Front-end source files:

★ ★ ★

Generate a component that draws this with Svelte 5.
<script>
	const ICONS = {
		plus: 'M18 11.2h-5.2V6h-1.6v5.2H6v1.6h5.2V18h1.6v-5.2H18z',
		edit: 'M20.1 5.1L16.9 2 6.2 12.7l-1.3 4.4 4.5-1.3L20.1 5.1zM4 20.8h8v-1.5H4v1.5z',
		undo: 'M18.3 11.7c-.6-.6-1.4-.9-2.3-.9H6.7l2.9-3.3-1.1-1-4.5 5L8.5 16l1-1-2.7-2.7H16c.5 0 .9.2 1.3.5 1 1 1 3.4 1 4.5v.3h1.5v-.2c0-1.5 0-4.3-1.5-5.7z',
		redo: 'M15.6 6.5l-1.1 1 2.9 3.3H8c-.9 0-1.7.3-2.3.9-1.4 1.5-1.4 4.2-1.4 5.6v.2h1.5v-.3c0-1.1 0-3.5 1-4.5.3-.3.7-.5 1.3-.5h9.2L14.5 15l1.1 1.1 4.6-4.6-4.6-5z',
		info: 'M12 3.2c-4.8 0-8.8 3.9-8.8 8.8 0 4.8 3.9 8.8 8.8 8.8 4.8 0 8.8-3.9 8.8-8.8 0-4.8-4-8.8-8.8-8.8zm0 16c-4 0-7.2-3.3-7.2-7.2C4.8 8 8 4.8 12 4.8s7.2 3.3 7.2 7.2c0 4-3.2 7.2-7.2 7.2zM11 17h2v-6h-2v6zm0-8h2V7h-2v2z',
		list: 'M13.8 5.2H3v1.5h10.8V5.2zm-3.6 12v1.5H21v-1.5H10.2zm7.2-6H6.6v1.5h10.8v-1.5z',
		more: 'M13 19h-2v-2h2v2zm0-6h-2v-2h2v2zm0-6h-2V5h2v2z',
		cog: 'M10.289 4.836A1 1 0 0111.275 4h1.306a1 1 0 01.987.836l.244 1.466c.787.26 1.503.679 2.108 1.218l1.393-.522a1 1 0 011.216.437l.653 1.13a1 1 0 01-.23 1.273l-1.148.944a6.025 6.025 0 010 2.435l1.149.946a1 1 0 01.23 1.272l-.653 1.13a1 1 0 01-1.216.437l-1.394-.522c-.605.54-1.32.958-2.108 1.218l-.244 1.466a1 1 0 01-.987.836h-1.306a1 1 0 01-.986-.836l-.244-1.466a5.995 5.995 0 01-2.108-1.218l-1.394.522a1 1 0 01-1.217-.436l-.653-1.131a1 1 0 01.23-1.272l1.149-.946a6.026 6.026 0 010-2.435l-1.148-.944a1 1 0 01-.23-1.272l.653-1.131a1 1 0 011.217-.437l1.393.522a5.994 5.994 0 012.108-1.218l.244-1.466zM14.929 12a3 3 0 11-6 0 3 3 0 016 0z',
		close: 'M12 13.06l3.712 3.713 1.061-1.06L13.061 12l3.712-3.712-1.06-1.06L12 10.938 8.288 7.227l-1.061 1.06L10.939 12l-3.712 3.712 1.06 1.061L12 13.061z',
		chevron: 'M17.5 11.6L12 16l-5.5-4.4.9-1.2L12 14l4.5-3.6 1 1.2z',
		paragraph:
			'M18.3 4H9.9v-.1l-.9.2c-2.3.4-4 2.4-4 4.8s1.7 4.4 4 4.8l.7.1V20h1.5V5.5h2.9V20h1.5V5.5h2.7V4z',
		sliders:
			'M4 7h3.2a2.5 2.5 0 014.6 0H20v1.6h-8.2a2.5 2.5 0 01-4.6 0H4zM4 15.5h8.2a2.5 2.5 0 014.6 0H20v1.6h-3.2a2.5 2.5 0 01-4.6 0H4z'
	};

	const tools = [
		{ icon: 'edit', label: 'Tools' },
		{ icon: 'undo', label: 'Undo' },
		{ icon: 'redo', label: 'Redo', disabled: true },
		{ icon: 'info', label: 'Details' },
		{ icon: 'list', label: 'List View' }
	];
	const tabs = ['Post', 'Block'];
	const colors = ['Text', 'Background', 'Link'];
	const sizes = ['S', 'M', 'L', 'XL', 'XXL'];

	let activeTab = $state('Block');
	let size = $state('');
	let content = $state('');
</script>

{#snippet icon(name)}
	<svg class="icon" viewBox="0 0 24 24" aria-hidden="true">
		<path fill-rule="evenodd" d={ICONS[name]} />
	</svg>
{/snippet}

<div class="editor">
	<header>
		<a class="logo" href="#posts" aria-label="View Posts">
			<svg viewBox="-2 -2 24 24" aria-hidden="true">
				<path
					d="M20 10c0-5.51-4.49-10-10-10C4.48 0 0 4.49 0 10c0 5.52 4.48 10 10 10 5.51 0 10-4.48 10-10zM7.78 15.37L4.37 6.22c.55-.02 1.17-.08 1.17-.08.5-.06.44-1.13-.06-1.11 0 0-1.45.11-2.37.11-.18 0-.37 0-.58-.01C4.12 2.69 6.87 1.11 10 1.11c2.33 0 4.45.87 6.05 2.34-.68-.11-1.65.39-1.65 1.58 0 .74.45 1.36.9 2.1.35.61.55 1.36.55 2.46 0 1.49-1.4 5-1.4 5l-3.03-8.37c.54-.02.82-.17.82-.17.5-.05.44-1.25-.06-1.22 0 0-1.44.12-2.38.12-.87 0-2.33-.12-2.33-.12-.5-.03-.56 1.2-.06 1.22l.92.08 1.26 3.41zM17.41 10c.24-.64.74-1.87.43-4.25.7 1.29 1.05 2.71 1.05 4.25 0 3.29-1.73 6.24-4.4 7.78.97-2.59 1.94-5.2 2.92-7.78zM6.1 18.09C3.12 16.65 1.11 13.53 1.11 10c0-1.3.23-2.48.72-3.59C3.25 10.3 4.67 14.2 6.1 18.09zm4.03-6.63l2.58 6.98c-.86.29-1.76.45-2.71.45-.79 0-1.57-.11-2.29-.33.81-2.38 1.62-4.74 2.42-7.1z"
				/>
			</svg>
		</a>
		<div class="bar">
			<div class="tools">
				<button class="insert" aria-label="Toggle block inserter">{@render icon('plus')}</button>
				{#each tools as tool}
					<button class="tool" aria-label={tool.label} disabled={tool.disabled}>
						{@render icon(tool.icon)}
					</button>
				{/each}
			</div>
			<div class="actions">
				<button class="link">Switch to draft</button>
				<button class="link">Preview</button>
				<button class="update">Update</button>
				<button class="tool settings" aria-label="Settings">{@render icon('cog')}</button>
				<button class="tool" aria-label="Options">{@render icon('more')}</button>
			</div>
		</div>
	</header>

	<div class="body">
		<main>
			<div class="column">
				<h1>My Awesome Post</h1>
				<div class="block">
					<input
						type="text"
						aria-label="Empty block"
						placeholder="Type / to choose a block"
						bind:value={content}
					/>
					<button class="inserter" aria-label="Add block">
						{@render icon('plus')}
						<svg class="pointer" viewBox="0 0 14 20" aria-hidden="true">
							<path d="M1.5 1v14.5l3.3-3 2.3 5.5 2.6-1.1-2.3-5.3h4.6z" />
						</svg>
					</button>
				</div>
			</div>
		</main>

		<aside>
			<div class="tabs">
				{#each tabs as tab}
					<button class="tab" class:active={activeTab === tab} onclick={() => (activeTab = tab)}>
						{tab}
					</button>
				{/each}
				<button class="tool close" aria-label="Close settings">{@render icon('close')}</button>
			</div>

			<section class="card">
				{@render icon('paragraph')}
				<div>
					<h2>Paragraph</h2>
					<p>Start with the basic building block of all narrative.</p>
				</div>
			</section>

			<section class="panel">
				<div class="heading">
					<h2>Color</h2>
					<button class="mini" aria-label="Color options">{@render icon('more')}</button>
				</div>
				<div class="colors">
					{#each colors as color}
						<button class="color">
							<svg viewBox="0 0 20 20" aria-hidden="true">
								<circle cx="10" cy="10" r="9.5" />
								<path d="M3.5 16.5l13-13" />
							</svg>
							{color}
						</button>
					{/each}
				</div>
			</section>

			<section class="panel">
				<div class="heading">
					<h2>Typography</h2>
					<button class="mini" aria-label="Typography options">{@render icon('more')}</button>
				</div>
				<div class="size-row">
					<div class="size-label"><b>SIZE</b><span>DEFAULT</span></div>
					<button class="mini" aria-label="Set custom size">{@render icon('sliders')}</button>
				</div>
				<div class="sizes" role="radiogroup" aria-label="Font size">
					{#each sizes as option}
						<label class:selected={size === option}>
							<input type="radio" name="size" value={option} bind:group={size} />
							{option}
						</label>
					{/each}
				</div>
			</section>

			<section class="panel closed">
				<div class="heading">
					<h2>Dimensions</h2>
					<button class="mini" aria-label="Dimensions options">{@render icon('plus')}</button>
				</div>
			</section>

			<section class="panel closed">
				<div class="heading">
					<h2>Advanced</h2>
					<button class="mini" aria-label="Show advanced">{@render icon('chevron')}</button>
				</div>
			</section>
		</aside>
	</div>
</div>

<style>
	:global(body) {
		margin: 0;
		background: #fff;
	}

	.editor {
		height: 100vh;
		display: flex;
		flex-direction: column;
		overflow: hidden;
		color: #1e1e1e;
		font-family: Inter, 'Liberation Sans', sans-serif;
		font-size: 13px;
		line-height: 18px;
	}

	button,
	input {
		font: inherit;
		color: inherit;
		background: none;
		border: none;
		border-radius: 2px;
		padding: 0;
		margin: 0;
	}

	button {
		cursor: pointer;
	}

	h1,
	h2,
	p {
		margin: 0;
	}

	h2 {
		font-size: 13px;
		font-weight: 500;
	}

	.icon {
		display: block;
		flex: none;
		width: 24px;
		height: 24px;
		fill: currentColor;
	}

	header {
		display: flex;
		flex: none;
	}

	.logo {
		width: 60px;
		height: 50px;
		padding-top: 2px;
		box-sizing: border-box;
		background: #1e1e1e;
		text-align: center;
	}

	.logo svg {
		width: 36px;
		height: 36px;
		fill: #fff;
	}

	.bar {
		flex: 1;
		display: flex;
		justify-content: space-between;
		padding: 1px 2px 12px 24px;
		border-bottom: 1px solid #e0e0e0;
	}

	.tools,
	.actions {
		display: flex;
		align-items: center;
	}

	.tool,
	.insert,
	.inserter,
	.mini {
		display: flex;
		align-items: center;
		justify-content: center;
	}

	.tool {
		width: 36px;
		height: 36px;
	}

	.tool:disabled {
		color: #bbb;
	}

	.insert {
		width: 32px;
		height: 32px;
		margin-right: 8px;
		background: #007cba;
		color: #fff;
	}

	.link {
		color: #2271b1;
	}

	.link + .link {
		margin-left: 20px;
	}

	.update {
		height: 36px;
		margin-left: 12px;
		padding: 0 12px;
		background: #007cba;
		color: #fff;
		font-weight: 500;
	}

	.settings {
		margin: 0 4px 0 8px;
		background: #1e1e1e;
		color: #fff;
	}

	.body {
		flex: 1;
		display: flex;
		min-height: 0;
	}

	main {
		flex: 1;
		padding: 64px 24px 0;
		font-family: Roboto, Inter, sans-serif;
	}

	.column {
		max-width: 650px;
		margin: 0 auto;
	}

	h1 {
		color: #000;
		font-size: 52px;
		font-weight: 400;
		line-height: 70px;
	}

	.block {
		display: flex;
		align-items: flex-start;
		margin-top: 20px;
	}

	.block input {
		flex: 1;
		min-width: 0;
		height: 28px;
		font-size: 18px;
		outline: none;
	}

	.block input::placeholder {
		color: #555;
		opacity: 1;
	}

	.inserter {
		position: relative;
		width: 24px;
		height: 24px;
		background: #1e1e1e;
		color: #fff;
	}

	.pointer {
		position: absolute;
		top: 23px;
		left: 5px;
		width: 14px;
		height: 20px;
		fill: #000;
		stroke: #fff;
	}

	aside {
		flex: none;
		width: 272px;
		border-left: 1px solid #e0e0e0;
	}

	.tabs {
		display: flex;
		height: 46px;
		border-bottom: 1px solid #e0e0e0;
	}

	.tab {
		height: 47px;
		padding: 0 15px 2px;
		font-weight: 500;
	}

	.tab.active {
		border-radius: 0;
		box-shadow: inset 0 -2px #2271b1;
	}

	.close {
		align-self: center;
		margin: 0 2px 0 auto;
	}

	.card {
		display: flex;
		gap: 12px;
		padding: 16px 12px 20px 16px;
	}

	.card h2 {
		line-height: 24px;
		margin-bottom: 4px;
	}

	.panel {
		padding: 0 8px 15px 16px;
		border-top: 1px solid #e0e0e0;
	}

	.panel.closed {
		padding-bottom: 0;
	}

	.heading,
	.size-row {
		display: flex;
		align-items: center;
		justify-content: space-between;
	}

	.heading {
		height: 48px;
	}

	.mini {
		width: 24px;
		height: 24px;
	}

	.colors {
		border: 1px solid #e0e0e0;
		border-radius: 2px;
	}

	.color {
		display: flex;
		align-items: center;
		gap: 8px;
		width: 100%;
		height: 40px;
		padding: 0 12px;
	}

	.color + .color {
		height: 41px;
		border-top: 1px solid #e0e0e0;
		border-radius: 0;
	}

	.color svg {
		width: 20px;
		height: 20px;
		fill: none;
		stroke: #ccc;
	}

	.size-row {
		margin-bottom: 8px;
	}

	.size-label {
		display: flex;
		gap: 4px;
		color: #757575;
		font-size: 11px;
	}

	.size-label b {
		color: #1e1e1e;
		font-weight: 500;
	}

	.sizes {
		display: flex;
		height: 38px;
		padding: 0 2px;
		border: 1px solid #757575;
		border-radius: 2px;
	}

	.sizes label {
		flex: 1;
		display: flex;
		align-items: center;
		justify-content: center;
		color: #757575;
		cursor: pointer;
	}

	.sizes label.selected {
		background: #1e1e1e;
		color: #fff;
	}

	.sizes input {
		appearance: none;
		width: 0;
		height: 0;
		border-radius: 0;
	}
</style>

★ ★ ★

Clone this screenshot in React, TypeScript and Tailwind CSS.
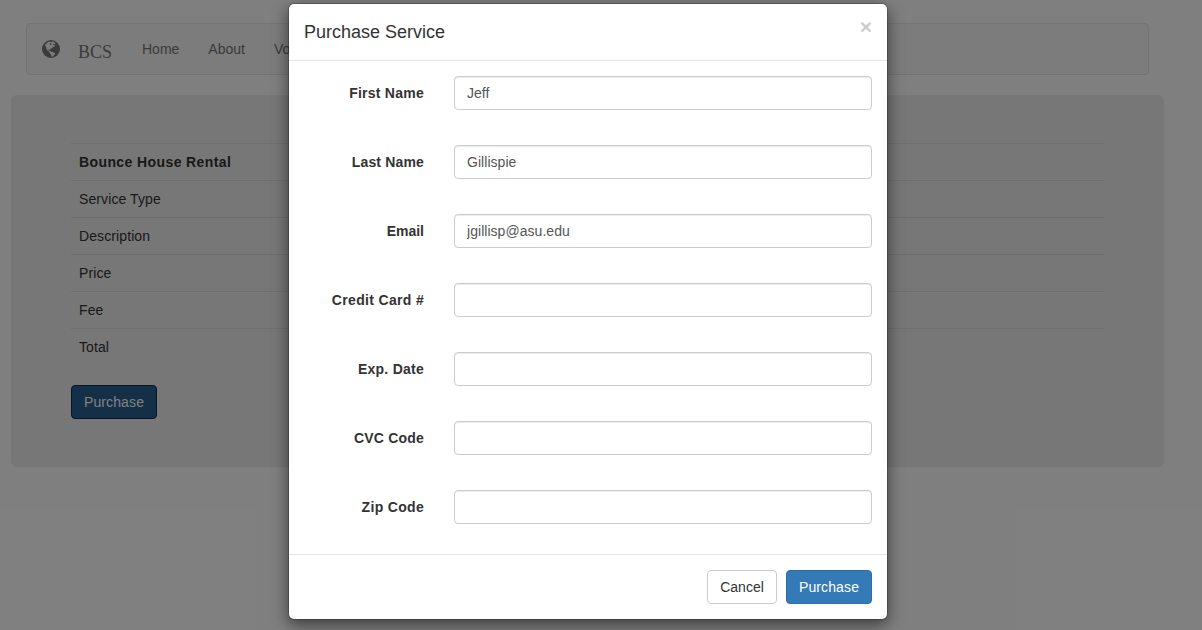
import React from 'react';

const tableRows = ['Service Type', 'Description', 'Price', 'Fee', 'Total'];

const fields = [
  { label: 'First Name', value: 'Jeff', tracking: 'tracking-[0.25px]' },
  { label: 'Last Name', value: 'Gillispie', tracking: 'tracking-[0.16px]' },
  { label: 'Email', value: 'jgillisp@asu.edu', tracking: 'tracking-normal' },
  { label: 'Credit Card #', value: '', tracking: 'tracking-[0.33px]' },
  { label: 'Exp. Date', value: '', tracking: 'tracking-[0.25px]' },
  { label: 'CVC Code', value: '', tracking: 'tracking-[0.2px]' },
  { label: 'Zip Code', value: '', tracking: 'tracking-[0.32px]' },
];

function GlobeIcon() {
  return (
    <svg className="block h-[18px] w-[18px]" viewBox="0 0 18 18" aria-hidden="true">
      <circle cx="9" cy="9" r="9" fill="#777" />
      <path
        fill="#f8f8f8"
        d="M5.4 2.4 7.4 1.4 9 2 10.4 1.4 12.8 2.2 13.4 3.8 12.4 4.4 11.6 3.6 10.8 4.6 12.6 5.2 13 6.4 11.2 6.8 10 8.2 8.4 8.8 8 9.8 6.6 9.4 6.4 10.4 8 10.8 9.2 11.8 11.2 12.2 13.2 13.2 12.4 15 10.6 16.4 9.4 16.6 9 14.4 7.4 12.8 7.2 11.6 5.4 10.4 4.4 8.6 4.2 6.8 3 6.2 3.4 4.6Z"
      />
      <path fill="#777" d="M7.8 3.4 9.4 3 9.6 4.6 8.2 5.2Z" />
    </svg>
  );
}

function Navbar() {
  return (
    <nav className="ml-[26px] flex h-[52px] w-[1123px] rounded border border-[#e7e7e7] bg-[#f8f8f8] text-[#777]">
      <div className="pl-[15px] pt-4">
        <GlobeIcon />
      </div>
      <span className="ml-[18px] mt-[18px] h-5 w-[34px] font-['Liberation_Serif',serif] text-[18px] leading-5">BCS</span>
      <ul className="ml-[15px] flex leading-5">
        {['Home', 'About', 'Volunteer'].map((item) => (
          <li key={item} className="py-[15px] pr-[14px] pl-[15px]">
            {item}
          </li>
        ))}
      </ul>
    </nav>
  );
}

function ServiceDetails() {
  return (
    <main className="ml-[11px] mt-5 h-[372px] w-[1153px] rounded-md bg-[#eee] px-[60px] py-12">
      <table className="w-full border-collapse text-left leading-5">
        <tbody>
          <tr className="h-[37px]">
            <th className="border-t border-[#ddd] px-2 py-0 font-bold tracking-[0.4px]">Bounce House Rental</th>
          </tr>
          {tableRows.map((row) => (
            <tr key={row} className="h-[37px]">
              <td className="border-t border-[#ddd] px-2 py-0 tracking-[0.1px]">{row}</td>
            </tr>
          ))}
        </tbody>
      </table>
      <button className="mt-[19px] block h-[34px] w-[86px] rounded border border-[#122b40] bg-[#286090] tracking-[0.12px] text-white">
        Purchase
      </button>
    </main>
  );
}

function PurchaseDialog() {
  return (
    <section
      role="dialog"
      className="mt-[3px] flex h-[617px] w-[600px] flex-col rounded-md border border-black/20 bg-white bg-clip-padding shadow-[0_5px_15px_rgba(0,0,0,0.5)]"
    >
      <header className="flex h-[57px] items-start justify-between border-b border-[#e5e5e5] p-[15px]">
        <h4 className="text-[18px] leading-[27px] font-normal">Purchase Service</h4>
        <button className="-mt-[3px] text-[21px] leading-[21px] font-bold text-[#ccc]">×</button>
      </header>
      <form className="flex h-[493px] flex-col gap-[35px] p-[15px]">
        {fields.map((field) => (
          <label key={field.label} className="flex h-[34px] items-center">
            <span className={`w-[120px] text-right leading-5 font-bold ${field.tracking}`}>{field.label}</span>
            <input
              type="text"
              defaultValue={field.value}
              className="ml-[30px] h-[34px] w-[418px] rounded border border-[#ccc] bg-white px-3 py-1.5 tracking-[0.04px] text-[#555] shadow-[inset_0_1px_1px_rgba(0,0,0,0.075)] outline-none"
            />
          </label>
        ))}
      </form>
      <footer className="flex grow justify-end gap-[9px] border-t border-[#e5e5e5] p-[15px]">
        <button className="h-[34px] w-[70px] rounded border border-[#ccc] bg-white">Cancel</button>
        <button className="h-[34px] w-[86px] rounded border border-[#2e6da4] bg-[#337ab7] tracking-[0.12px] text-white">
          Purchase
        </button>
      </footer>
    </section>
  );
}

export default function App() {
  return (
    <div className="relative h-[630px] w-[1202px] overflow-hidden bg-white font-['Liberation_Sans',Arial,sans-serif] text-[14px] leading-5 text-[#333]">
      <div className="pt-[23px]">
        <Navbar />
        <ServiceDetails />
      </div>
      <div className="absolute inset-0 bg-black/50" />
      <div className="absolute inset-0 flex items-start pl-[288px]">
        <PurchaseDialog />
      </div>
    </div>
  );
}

★ ★ ★

### Brief
Copy out every line of the listing that contains the string "React".

### Solved exercise
Clone this screenshot in React, TypeScript and Tailwind CSS.
import React from 'react';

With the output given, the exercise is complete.